Here is a list of the day’s latest China real estate news collected from around the web:
Private equity giant Blackstone Group says it is turning its attention to distressed Chinese real estate, and its founder says he is pleased with the firm’s Australian investments, according to The Australian Financial Review.
Stephen Schwarzman said Blackstone, which was the first foreign firm to establish a buyout fund in China, has shifted its view of China’s real estate market, having previously deemed the sector overpriced.
“We just bought a large office building in Shanghai as the developer could not hold it,” Mr Schwarzman said, according to the AFR.
Billionaire real estate developer Hui Ka Yan for a second consecutive year has topped the latest annual list of China’s top philanthropists published by Forbes China, the licensed China-language edition of Forbes.
Hui, the chairman of Hong Kong-listed Evergrande Real Estate Group, gave the equivalent of $68 million, to charity last year. Hui is also famous for his interest in sports, bringing big-name international soccer talent such as Lucas Barrios to China.

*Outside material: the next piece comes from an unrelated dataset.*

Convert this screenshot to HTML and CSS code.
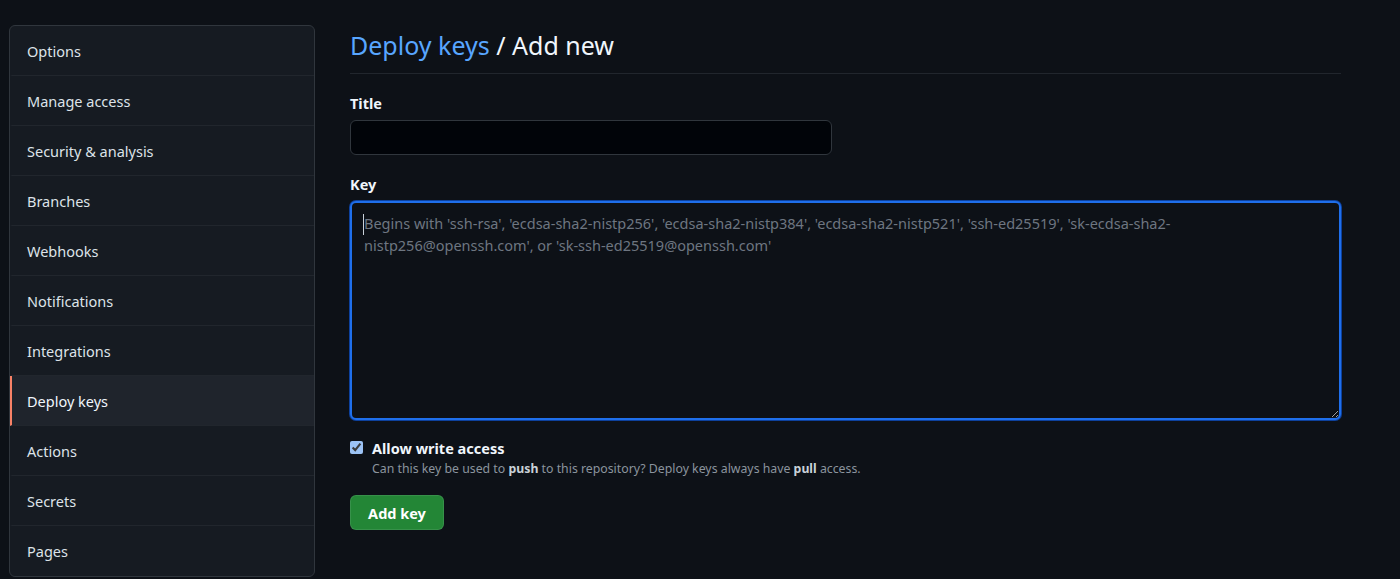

Chinese insurance firm Ping An plans to buy the iconic Lloyds of London building for around $396 million (£260m).
The seller will be Commerzbank’s Commerz Real Funds unit. This will be the first London acquisition for Ping An, which is China’s second-largest insurer. Website Property Investor Europe says the firm has recently begun looking at investment opportunities outside of China.
Meanwhile Commerzbank, Germany, is beginning to divest from equity real estate holdings in the UK. Lloyd’s of London insurance has a long term lease with a clause that allows it to renew indefinitely.